Hodge was hired to start a program aimed at reducing overuse of the ER. She sat in her office on a recent afternoon calling patients, asking them if they wanted to participate.

“I would be your liaison with the doctors,” she explained over the phone. “If you feel like you’re not being listened to, or if you have any questions and you don’t feel like you’re being answered, you could come to me.”

The new job is a huge help to Hodge’s family. Her husband is a trucker and they have three kids. Hodge’s salary is critical to keeping the household going.

And that’s critical to Burney. After the logging company, the clinic is one of the largest employers in town.
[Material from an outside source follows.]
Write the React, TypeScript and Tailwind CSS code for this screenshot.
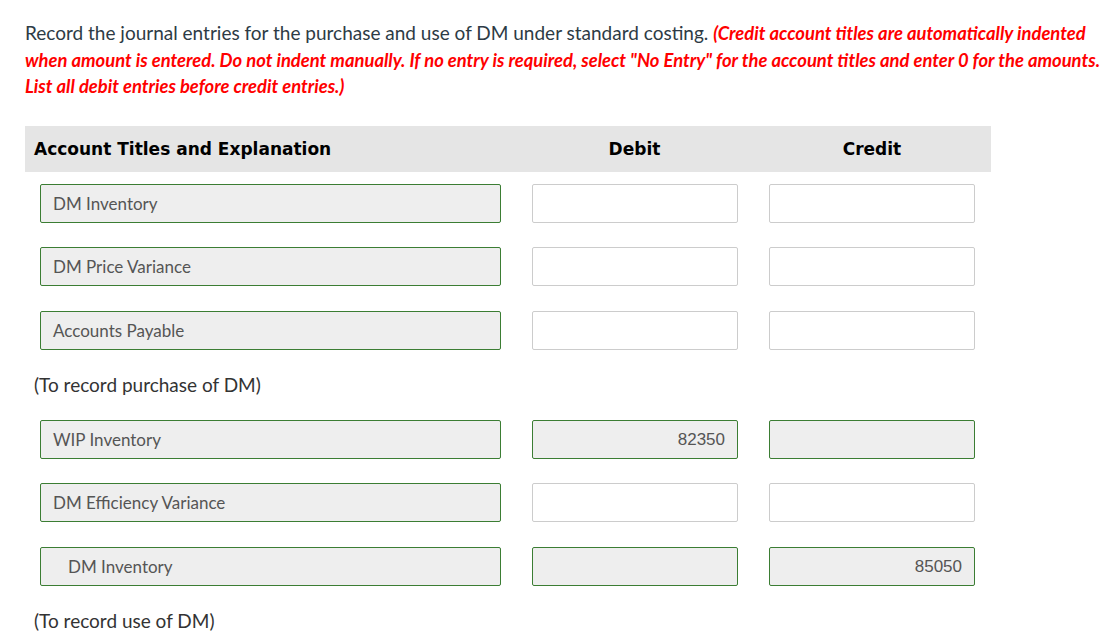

A lot of the money Hodge and her co-workers make goes straight back into the community.

“The grocery store, the tire shop, the gas station,” Hodge lists the places she spends her paycheck. “Our little theater, the bowling alley, Kristi’s Unique Boutique.”

Laura Hodge sips a blended Red Bull at her favorite coffee shop in Burney. (April Dembosky/KQED)

One of Hodge’s favorite haunts is the drive-thru window of the Mt. Burney Coffee Co.

“I will take a blended Red Bull,” she said on a recent visit, mulling over the list of flavors, deciding on the Fruit Loop — club soda with passion fruit, peach and red raspberry syrup mixed in the blender with ice and a can of Red Bull.

“The first time I drank one, oh my gosh,” Hodge laughed. “I went home and I cleaned everything in my house.”

Staffers from the health clinic are regulars at the coffee shop, barista Abby Fristine said: “Most of them come through every day, before or after work.”

The people the clinic has hired in recent years make a difference in a small town like this, said Jones. “I’m sure over the last two or three years it’s been worth a couple million dollars to the community.”

That’s one of the reasons Jones is sounding the alarm on attempts to repeal the ACA.

He and other clinic directors have managed to convince mostly conservative officials, like the Shasta County Board of Supervisors, to formally oppose the Republican health bill, in part because of the potential economic effects. The Siskiyou board is considering a similar move.

Together, both counties stand to lose close to $200 million in business revenue from a rollback to Medicaid funding, hitting not just clinics, but local shops and restaurants, too.

“If we have to revert back to where we were,” Jones said, “it could be disastrous.”

This story is part of a partnership that includes KQED, NPR and Kaiser Health News, an editorially independent program of the Kaiser Family Foundation.